Return every line of the data below that includes the string "component".

======== RECORDS FOR THE TASK

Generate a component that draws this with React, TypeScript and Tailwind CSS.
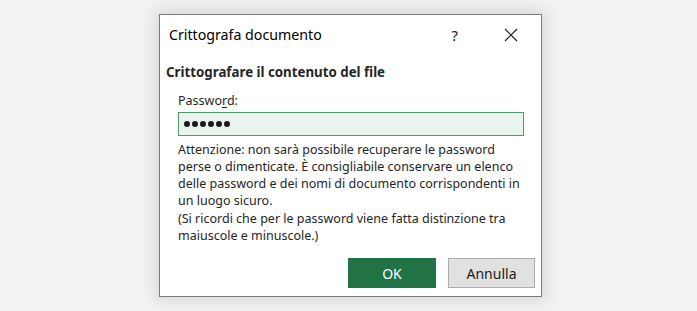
const font = { fontFamily: '"Noto Sans", "Open Sans", sans-serif' };

const CloseIcon = () => (
    <svg width="14" height="14" viewBox="0 0 14 14" className="block">
        <path d="M1 1 L13 13 M13 1 L1 13" stroke="#1a1a1a" strokeWidth="1.1" fill="none" />
    </svg>
);

const PasswordDots = ({ count }: { count: number }) => (
    <div className="flex items-center gap-[2px]">
        {Array.from({ length: count }).map((_, i) => (
            <span key={i} className="block w-[6px] h-[6px] rounded-full bg-[#1c1c1c]" />
        ))}
    </div>
);

export default function App() {
    return (
        <div
            className="w-[697px] h-[311px] bg-[#f2f2f2] flex justify-start items-start pl-[159px] pt-[14px]"
            style={font}
        >
            <div className="w-[383px] h-[283px] bg-white border border-[#7a7a7a] shadow-[0_0_14px_4px_rgba(0,0,0,0.10)] flex flex-col">
                {/* title bar */}
                <div className="h-[39px] flex items-center pl-[9px] pr-[23px] pt-[1px]">
                    <p className="flex-1 text-[14.2px] text-black leading-none">Crittografa documento</p>
                    <span className="text-[15px] text-[#1a1a1a] mr-[46px] leading-none">?</span>
                    <CloseIcon />
                </div>

                <div className="pl-[6px] pr-[17px] pt-[12px]">
                    <p className="text-[13.3px] font-bold text-[#262626] leading-none">
                        Crittografare il contenuto del file
                    </p>
                </div>

                <div className="pl-[18px] pr-[17px] pt-[16px] flex flex-col">
                    <p className="text-[12.5px] text-[#262626] leading-none">
                        Passwo<span className="underline underline-offset-2">r</span>d:
                    </p>
                    <div className="mt-[4px] h-[24px] w-[346px] border border-[#4e9a6d] bg-[#e9f4ed] flex items-center pl-[5px]">
                        <PasswordDots count={6} />
                    </div>
                    <div className="mt-[5px] text-[12.5px] leading-[17.2px] text-[#262626] whitespace-nowrap">
                        <p>Attenzione: non sarà possibile recuperare le password</p>
                        <p>perse o dimenticate. È consigliabile conservare un elenco</p>
                        <p>delle password e dei nomi di documento corrispondenti in</p>
                        <p>un luogo sicuro.</p>
                        <p>(Si ricordi che per le password viene fatta distinzione tra</p>
                        <p>maiuscole e minuscole.)</p>
                    </div>
                </div>

                <div className="flex justify-end gap-[12px] pr-[6px] mt-auto mb-[8px]">
                    <button className="w-[88px] h-[30px] bg-[#217346] text-white text-[14px] flex items-center justify-center">
                        OK
                    </button>
                    <button className="w-[87px] h-[30px] bg-[#e1e1e1] border border-[#adadad] text-[#1a1a1a] text-[14px] flex items-center justify-center">
                        Annulla
                    </button>
                </div>
            </div>
        </div>
    );
}
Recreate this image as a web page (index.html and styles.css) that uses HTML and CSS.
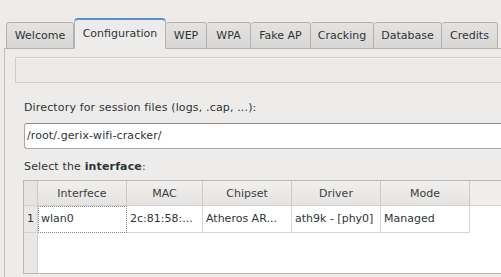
FILE: index.html
```html
<!DOCTYPE html>
<html>
<head>
<meta charset="utf-8">
<link rel="stylesheet" href="styles.css">
</head>
<body>
<div class="window">
  <div class="tabs">
    <div class="tab t-welcome">Welcome</div>
    <div class="tab active t-config">Configuration</div>
    <div class="tab t-wep">WEP</div>
    <div class="tab t-wpa">WPA</div>
    <div class="tab t-fake">Fake AP</div>
    <div class="tab t-crack">Cracking</div>
    <div class="tab t-db">Database</div>
    <div class="tab t-credits">Credits</div>
  </div>
  <div class="panel">
    <div class="bar"></div>
    <div class="content">
      <div class="label">Directory for session files (logs, .cap, ...):</div>
      <div class="input">/root/.gerix-wifi-cracker/</div>
      <div class="label label-select">Select the <b>interface</b>:</div>
      <div class="table">
        <div class="hdr corner"></div>
        <div class="hdr">Interfece</div>
        <div class="hdr">MAC</div>
        <div class="hdr">Chipset</div>
        <div class="hdr">Driver</div>
        <div class="hdr">Mode</div>
        <div class="hdr filler"></div>
        <div class="rownum">1</div>
        <div class="cell focus">wlan0</div>
        <div class="cell">2c:81:58:...</div>
        <div class="cell">Atheros AR...</div>
        <div class="cell">ath9k - [phy0]</div>
        <div class="cell">Managed</div>
        <div class="cell empty"></div>
        <div class="rownum blank"></div>
        <div class="blankrow"></div>
      </div>
    </div>
  </div>
</div>
</body>
</html>
```
FILE: styles.css
```css
html, body {
  margin: 0;
  padding: 0;
  background: #edeceb;
  overflow: hidden;
}
body {
  width: 501px;
  height: 277px;
  font-family: "DejaVu Sans", sans-serif;
  font-size: 11px;
  color: #2e3436;
}
.window {
  width: 501px;
  height: 277px;
  overflow: hidden;
}
.tabs {
  display: flex;
  align-items: flex-end;
  margin-top: 19px;
  padding-left: 6px;
  height: 30px;
  position: relative;
  z-index: 2;
  margin-bottom: -1px;
}
.tab {
  box-sizing: border-box;
  height: 27px;
  line-height: 26px;
  text-align: center;
  background: linear-gradient(#e4e3e2, #d8d7d6);
  border: 1px solid #b3b2b1;
  border-left: none;
  border-radius: 3px 3px 0 0;
  color: #2e3436;
  white-space: nowrap;
}
.t-welcome { width: 68px; border-left: 1px solid #b3b2b1; }
.t-config { width: 92px; }
.t-wep { width: 41px; }
.t-wpa { width: 44px; }
.t-fake { width: 60px; }
.t-crack { width: 63px; }
.t-db { width: 68px; }
.t-credits { width: 56px; }
.tab.active {
  height: 31px;
  line-height: 28px;
  background: #edeceb;
  border: 1px solid #b3b2b1;
  border-top: 2px solid #5b8fcf;
  border-bottom: 1px solid #edeceb;
  border-radius: 4px 4px 0 0;
}
.panel {
  margin-left: 4px;
  border-left: 1px solid #c2c1c0;
  border-top: 1px solid #b3b2b1;
  height: 230px;
  background: #edeceb;
}
.bar {
  margin-top: 8px;
  margin-left: 10px;
  height: 24px;
  border: 1px solid #cfcecd;
  border-right: none;
  background: #ebeae9;
  box-shadow: inset 0 1px 0 #f5f4f3;
}
.content {
  padding-left: 19px;
  display: flex;
  flex-direction: column;
}
.label {
  margin-top: 18px;
  line-height: 14px;
  white-space: nowrap;
  letter-spacing: 0.15px;
}
.label b {
  font-weight: bold;
}
.input {
  margin-top: 8px;
  height: 24px;
  line-height: 24px;
  border: 1px solid #a8a7a6;
  border-top-color: #8f8e8d;
  border-right: none;
  border-radius: 3px 0 0 3px;
  background: #ffffff;
  padding-left: 2px;
  color: #2e3436;
  letter-spacing: 0.1px;
}
.label-select {
  margin-top: 11px;
}
.table {
  margin-top: 6px;
  margin-left: -1px;
  height: 92px;
  border: 1px solid #b9b8b7;
  border-right: none;
  background: #ffffff;
  display: grid;
  grid-template-columns: 14px 89px 76px 89px 89px 89px 1fr;
  grid-template-rows: 25px 27px 1fr;
}
.hdr {
  background: linear-gradient(#f1f0ef, #e4e3e2);
  border-right: 1px solid #cbcac9;
  border-bottom: 1px solid #d3d2d1;
  text-align: center;
  line-height: 25px;
  color: #3a3f41;
  box-sizing: border-box;
  white-space: nowrap;
}
.hdr.corner {
  background: #e6e5e4;
}
.hdr.filler {
  border-right: none;
  background: #efeeed;
}
.rownum {
  background: #e9e8e7;
  border-right: 1px solid #d3d2d1;
  border-bottom: 1px solid #d3d2d1;
  text-align: center;
  line-height: 26px;
  box-sizing: border-box;
}
.rownum.blank {
  border-bottom: none;
}
.cell {
  border-right: 1px solid #d6d5d4;
  border-bottom: 1px solid #d6d5d4;
  line-height: 25px;
  padding-left: 3px;
  white-space: nowrap;
  overflow: hidden;
  box-sizing: border-box;
}
.cell.focus {
  border: 1px dotted #8a8a8a;
  line-height: 24px;
  padding-left: 2px;
}
.cell.empty {
  border: none;
}
.blankrow {
  grid-column: 2 / 8;
}
```
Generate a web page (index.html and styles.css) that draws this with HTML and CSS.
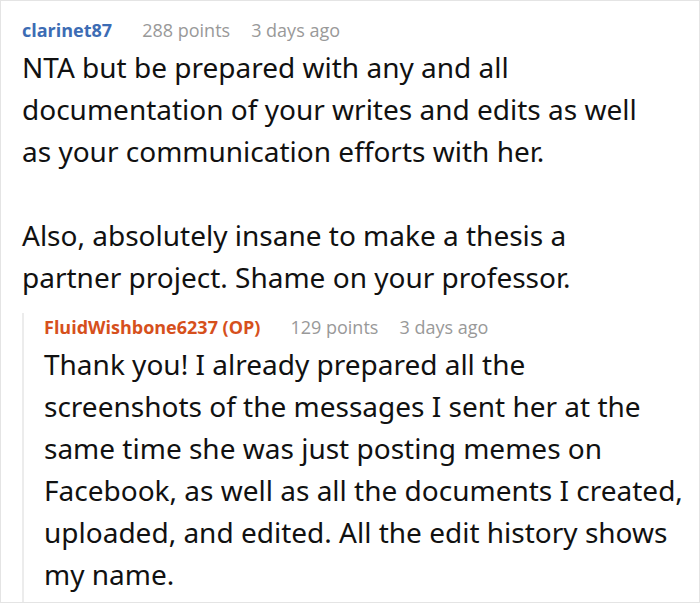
FILE: index.html
```html
<!DOCTYPE html>
<html>
<head>
<meta charset="utf-8">
<link rel="stylesheet" href="styles.css">
</head>
<body>
<div class="frame">
  <div class="comment">
    <div class="meta">
      <span class="user">clarinet87</span>
      <span class="info">288 points</span>
      <span class="info">3 days ago</span>
    </div>
    <div class="body">
      <p>NTA but be prepared with any and all documentation of your writes and edits as well as your communication efforts with her.</p>
      <p>Also, absolutely insane to make a thesis a partner project. Shame on your professor.</p>
    </div>
    <div class="reply">
      <div class="meta">
        <span class="user op">FluidWishbone6237 (OP)</span>
        <span class="info">129 points</span>
        <span class="info">3 days ago</span>
      </div>
      <div class="body">
        <p>Thank you! I already prepared all the<br>screenshots of the messages I sent her at the<br>same time she was just posting memes on<br>Facebook, as well as all the documents I created,<br>uploaded, and edited. All the edit history shows<br>my name.</p>
      </div>
    </div>
  </div>
</div>
</body>
</html>
```

FILE: styles.css
```css
html, body {
  margin: 0;
  padding: 0;
  background: #ffffff;
}
.frame {
  width: 700px;
  height: 603px;
  box-sizing: border-box;
  border: 1px solid #e4e4e4;
  overflow: hidden;
  font-family: "Open Sans", "Noto Sans", sans-serif;
}
.comment {
  width: 644px;
  padding: 15px 0 0 21px;
}
.meta {
  display: flex;
  font-size: 18px;
  line-height: 28px;
  height: 28px;
  margin-bottom: 2px;
}
.user {
  font-weight: 700;
  color: #3c6cb4;
  margin-right: 30px;
}
.user.op {
  color: #d6501c;
}
.info {
  color: #999999;
  margin-right: 21px;
}
.body p {
  margin: 0 0 42px 0;
  font-family: "Noto Sans", "Open Sans", sans-serif;
  font-size: 28px;
  line-height: 42px;
  color: #111111;
}
.body p:last-child {
  margin-bottom: 0;
}
.reply {
  margin-top: 15px;
  border-left: 2px solid #ececec;
  padding-left: 20px;
}
.reply .body p {
  white-space: nowrap;
  padding-bottom: 10px;
}
```
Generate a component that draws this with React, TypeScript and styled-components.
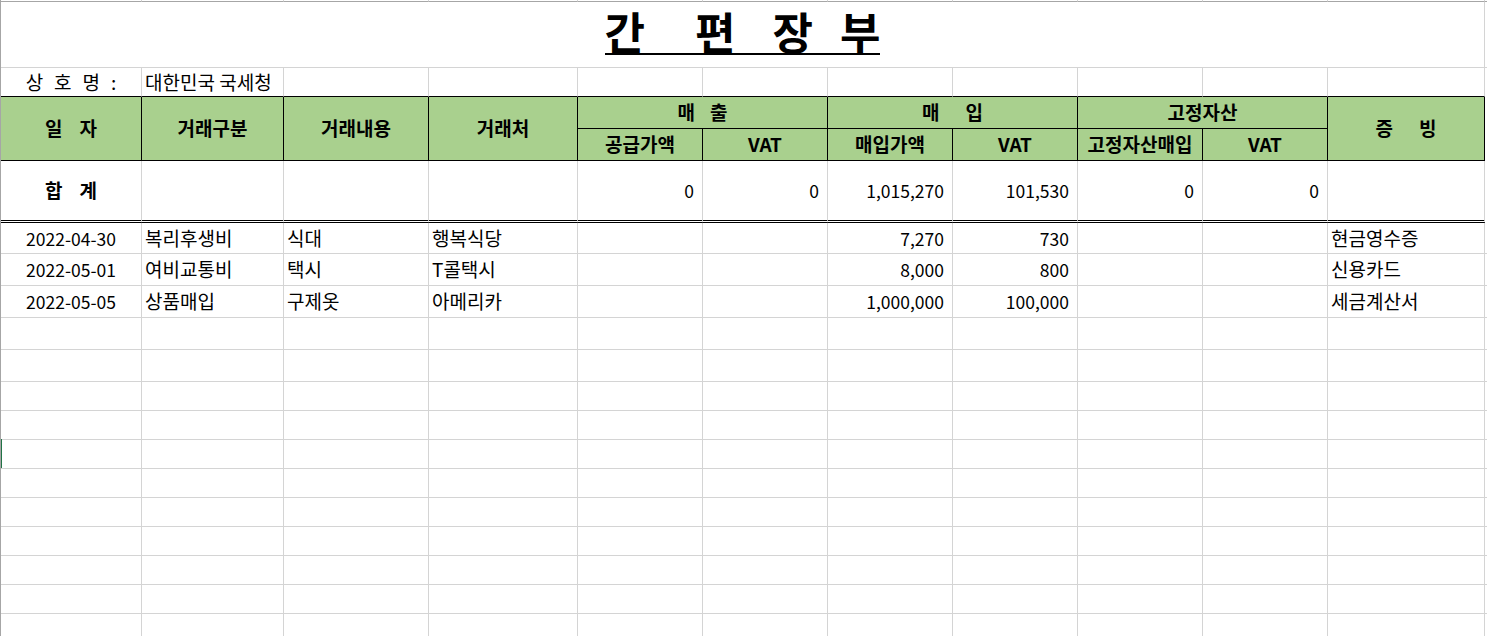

================

EXERCISE OUTPUT:
Generate a component that draws this with React, TypeScript and Tailwind CSS.
Generate a component that draws this with React, TypeScript and styled-components.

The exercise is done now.